**Extracted entries**
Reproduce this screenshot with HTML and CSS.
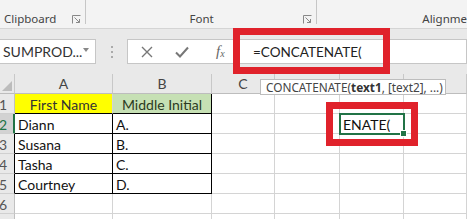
FILE: index.html
```html
<!DOCTYPE html>
<html lang="en">
<head>
	<meta charset="utf-8">
	<title>Excel - CONCATENATE</title>
	<link rel="stylesheet" href="styles.css">
</head>
<body>

<div class="ribbon">
    <div class="group clipboard">
        <span class="label">Clipboard</span>
        <svg class="launcher" width="9" height="9" viewBox="0 0 9 9"><path d="M0.5 8.5V0.5H8.5" fill="none" stroke="#888"/><path d="M2.5 2.5L7.5 7.5M4 7.5H7.5V4" fill="none" stroke="#888"/></svg>
    </div>
    <div class="group font">
        <span class="label">Font</span>
        <svg class="launcher" width="9" height="9" viewBox="0 0 9 9"><path d="M0.5 8.5V0.5H8.5" fill="none" stroke="#888"/><path d="M2.5 2.5L7.5 7.5M4 7.5H7.5V4" fill="none" stroke="#888"/></svg>
    </div>
    <div class="group align">
        <span class="label">Alignme</span>
    </div>
</div>

<div class="fbar">
    <div class="namebox">
        <span>SUMPROD...</span>
        <span class="arrow"></span>
    </div>
    <div class="grip"><i></i><i></i><i></i></div>
    <div class="buttons">
        <svg width="12" height="12" viewBox="0 0 12 12"><path d="M1 1L11 11M11 1L1 11" stroke="#777" stroke-width="1.4"/></svg>
        <svg width="14" height="12" viewBox="0 0 14 12"><path d="M1 6.5L5 10.5L13 1.5" fill="none" stroke="#777" stroke-width="2"/></svg>
        <span class="fx">f<sub>x</sub></span>
    </div>
    <div class="input">=CONCATENATE(</div>
</div>

<div class="grid">
    <div class="corner"></div>
    <div class="colhead">A</div>
    <div class="colhead">B</div>
    <div class="colhead">C</div>
    <div class="colhead"></div>
    <div class="colhead"></div>
    <div class="colhead"></div>

    <div class="rowhead">1</div>
    <div class="cell head yellow">First Name</div>
    <div class="cell head green">Middle Initial</div>
    <div class="cell"></div><div class="cell"></div><div class="cell"></div><div class="cell"></div>

    <div class="rowhead active">2</div>
    <div class="cell t">Diann</div>
    <div class="cell t">A.</div>
    <div class="cell"></div><div class="cell"></div>
    <div class="cell editing">ENATE(<span class="handle"></span></div>
    <div class="cell"></div>

    <div class="rowhead edge">3</div>
    <div class="cell t">Susana</div>
    <div class="cell t">B.</div>
    <div class="cell"></div><div class="cell"></div><div class="cell"></div><div class="cell"></div>

    <div class="rowhead edge">4</div>
    <div class="cell t">Tasha</div>
    <div class="cell t">C.</div>
    <div class="cell"></div><div class="cell"></div><div class="cell"></div><div class="cell"></div>

    <div class="rowhead edge">5</div>
    <div class="cell t">Courtney</div>
    <div class="cell t">D.</div>
    <div class="cell"></div><div class="cell"></div><div class="cell"></div><div class="cell"></div>

    <div class="rowhead">6</div>
    <div class="cell"></div><div class="cell"></div><div class="cell"></div><div class="cell"></div><div class="cell"></div><div class="cell"></div>

    <div class="rowhead"></div>
    <div class="cell"></div><div class="cell"></div><div class="cell"></div><div class="cell"></div><div class="cell"></div><div class="cell"></div>
</div>

<!-- tooltip and annotation boxes drawn over the sheet -->
<div class="tip">CONCATENATE(<b>text1</b>, [text2], ...)</div>
<div class="mark mark-formula"></div>
<div class="mark mark-cell"></div>

</body>
</html>
```

FILE: styles.css
```css
html, body { margin: 0; padding: 0; }
body {
    width: 467px; height: 219px;
    overflow: hidden;
    position: relative;
    background: #fff;
    font-family: Lato, "Liberation Sans", sans-serif;
}

/* ribbon */
.ribbon {
    display: flex;
    height: 28px;
    background: #f3f3f3;
    border-bottom: 1px solid #d4d4d4;
    font-family: "Noto Sans", sans-serif;
    font-size: 11.5px;
    color: #444;
}
.ribbon .group {
    position: relative;
    display: flex;
    align-items: flex-end;
    box-sizing: border-box;
    height: 28px;
    padding-bottom: 2px;
    line-height: 14px;
}
.ribbon .group::after {
    content: "";
    position: absolute;
    right: 0; top: 0;
    width: 1px; height: 24px;
    background: #c6c6c6;
}
.ribbon .clipboard { width: 86px; padding-left: 4px; }
.ribbon .font { width: 232px; justify-content: center; }
.ribbon .align { flex: 1; padding-left: 105px; white-space: nowrap; }
.ribbon .align::after { display: none; }
.ribbon .launcher { position: absolute; right: 5px; bottom: 4px; }

/* formula bar */
.fbar {
    display: flex;
    align-items: center;
    height: 45px;
    background: #e9e9e9;
}
.namebox {
    width: 96px; height: 25px;
    box-sizing: border-box;
    background: #fff;
    border: 1px solid #c6c6c6;
    border-left: 0;
    display: flex;
    align-items: center;
    justify-content: space-between;
    padding: 0 6px 0 3px;
    font-size: 14px;
    color: #333;
}
.namebox .arrow {
    width: 0; height: 0;
    border-left: 3.5px solid transparent;
    border-right: 3.5px solid transparent;
    border-top: 4px solid #888;
    margin-top: -3px;
}
.grip {
    width: 31px;
    display: flex;
    flex-direction: column;
    align-items: center;
    gap: 3px;
}
.grip i { width: 2px; height: 2px; background: #aaa; }
.buttons {
    width: 112px; height: 25px;
    box-sizing: border-box;
    background: #fff;
    border: 1px solid #c6c6c6;
    border-right: 0;
    display: flex;
    align-items: center;
    padding-left: 13px;
    gap: 22px;
}
.buttons .fx {
    font-family: "Liberation Serif", serif;
    font-style: italic;
    font-size: 15px;
    color: #666;
    margin-left: 5px;
}
.buttons .fx sub { font-size: 10px; vertical-align: -1px; }
.input {
    flex: 1; height: 25px;
    box-sizing: border-box;
    background: #fff;
    border: 1px solid #c6c6c6;
    border-left: 0;
    padding-left: 14px;
    font-size: 13.5px;
    line-height: 24px;
    color: #222;
}

/* sheet */
.grid {
    display: grid;
    grid-template-columns: 15px 98px 99px 63px 65px 64px 63px;
    grid-auto-rows: 20px;
    font-size: 14px;
}
.grid > div { box-sizing: border-box; }
.corner {
    background: #e9e9e9;
    border-right: 1px solid #c8c8c8;
    border-bottom: 1px solid #bdbdbd;
    position: relative;
}
.corner::after {
    content: "";
    position: absolute;
    right: 2px; bottom: 2px;
    border-left: 10px solid transparent;
    border-bottom: 10px solid #bcbcbc;
}
.colhead {
    background: #e9e9e9;
    border-right: 1px solid #c8c8c8;
    border-bottom: 1px solid #bdbdbd;
    text-align: center;
    line-height: 20px;
    color: #444;
}
.rowhead {
    background: #e9e9e9;
    border-right: 1px solid #c0c0c0;
    border-bottom: 1px solid #d0d0d0;
    line-height: 21px;
    text-indent: -1px;
    color: #555;
    overflow: hidden;
}
.rowhead.active { background: #d2d2d2; border-right: 2px solid #217346; color: #217346; }
.rowhead.edge { border-right-color: #000; }
.cell {
    border-right: 1px solid #d4d4d4;
    border-bottom: 1px solid #d4d4d4;
    line-height: 21px;
    padding-left: 3px;
    white-space: nowrap;
    color: #111;
}
.cell.head { text-align: center; padding-left: 0; border-bottom-color: #000; color: #2b3a22; }
.cell.yellow { background: #ffff00; color: #333; }
.cell.green { background: #c6e0b4; border-right-color: #000; }
.cell.t { border-right-color: #000; border-bottom-color: #000; }
.cell.editing {
    position: relative;
    border: 2px solid #217346;
    margin: -1px 0 0 -1px;
    width: 66px;
    height: 22px;
    line-height: 19px;
    padding-left: 2px;
}
.cell.editing .handle {
    position: absolute;
    right: -4px; bottom: -4px;
    width: 5px; height: 5px;
    background: #217346;
    border: 1px solid #fff;
}

/* overlays */
.tip {
    position: absolute;
    left: 260px; top: 79px;
    width: 186px; height: 16px;
    box-sizing: border-box;
    background: #fff;
    border: 1px solid #bdbdbd;
    padding-left: 5px;
    font-family: "Noto Sans", sans-serif;
    font-size: 11.8px;
    line-height: 14px;
    color: #444;
    white-space: nowrap;
}
.tip b { color: #333; }
.mark {
    position: absolute;
    box-sizing: border-box;
    border: 7px solid #e0222b;
}
.mark-formula { left: 233px; top: 28px; width: 157px; height: 46px; }
.mark-cell { left: 326px; top: 102px; width: 92px; height: 44px; }
```
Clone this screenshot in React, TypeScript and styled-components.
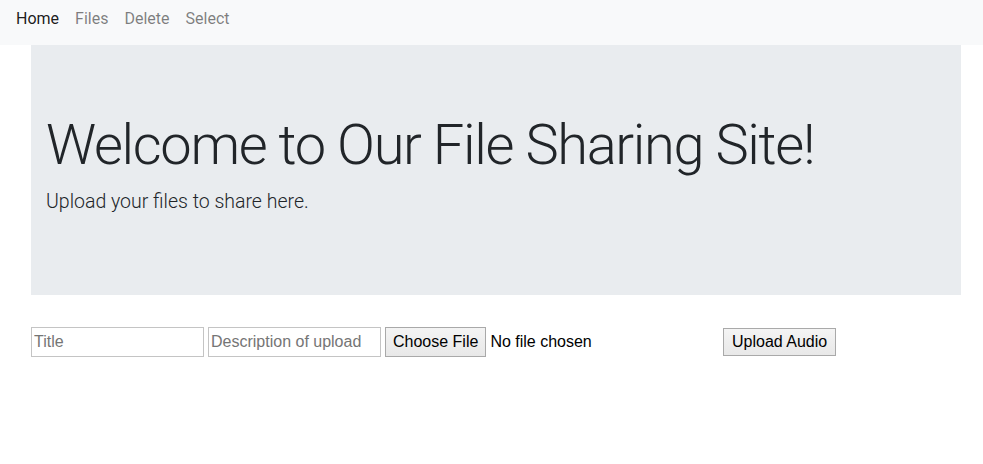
import React from 'react';
import styled, { createGlobalStyle } from 'styled-components';

const GlobalStyle = createGlobalStyle`
   html, body {
      margin: 0;
      padding: 0;
      background: #fff;
      font-family: Roboto, "Liberation Sans", Arial, sans-serif;
      color: #212529;
   }
`;

const Nav = styled.nav`
   display: flex;
   align-items: center;
   gap: 16px;
   height: 45px;
   padding: 0 16px 9px;
   box-sizing: border-box;
   background-color: #f8f9fa;
`;

const NavLink = styled.a<{ $active?: boolean }>`
   font-size: 16px;
   font-weight: 400;
   text-decoration: none;
   color: ${(p) => (p.$active ? 'rgba(0, 0, 0, 0.9)' : 'rgba(0, 0, 0, 0.5)')};
`;

const Main = styled.main`
   padding: 0 22px 0 31px;
`;

const Jumbotron = styled.section`
   margin: 0 0 32px;
   height: 250px;
   box-sizing: border-box;
   padding: 67px 15px 0;
   background-color: #e9ecef;
`;

const Title = styled.h1`
   margin: 0 0 8px;
   font-size: 56px;
   font-weight: 300;
   line-height: 1.2;
   letter-spacing: -1.35px;
`;

const Lead = styled.p`
   margin: 0;
   font-size: 19.5px;
   font-weight: 300;
   line-height: 1.5;
`;

const Form = styled.form`
   display: flex;
   align-items: center;
   gap: 4px;
   font-family: "Liberation Sans", Arial, sans-serif;
   font-size: 16px;
`;

const TextInput = styled.input`
   width: 173px;
   height: 30px;
   box-sizing: border-box;
   padding: 1px 2px;
   border: 1px solid #c4c4c4;
   border-radius: 0;
   font-family: inherit;
   font-size: 16px;
   color: #000;

   &::placeholder {
      color: #757575;
   }
`;

const FilePicker = styled.label`
   display: flex;
   align-items: center;
   gap: 4px;
   width: 334px;
   color: #000;
`;

const NativeButton = styled.button<{ $h?: number; $pad?: number }>`
   display: inline-flex;
   align-items: center;
   height: ${(p) => p.$h ?? 30}px;
   padding: 0 ${(p) => p.$pad ?? 8}px;
   box-sizing: border-box;
   border: 1px solid #a9a9a9;
   border-radius: 0;
   background: linear-gradient(#f4f4f4, #e8e8e8);
   font-family: inherit;
   font-size: 16px;
   color: #000;
`;

const HiddenFile = styled.input`
   display: none;
`;

const App = () => {
   return (
      <>
         <GlobalStyle />
         <Nav>
            <NavLink href='#' $active>Home</NavLink>
            <NavLink href='#'>Files</NavLink>
            <NavLink href='#'>Delete</NavLink>
            <NavLink href='#'>Select</NavLink>
         </Nav>
         <Main>
            <Jumbotron>
               <Title>Welcome to Our File Sharing Site!</Title>
               <Lead>Upload your files to share here.</Lead>
            </Jumbotron>
            <Form onSubmit={(e) => e.preventDefault()}>
               <TextInput type='text' placeholder='Title' />
               <TextInput type='text' placeholder='Description of upload' />
               <FilePicker>
                  <NativeButton type='button' as='span' $pad={7}>
                     Choose File
                  </NativeButton>
                  No file chosen
                  <HiddenFile type='file' />
               </FilePicker>
               <NativeButton type='submit' $h={28}>Upload Audio</NativeButton>
            </Form>
         </Main>
      </>
   );
};

export default App;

**Task requirements**
Say only how many lines in the records carry the word "React".

**Solved problem**
2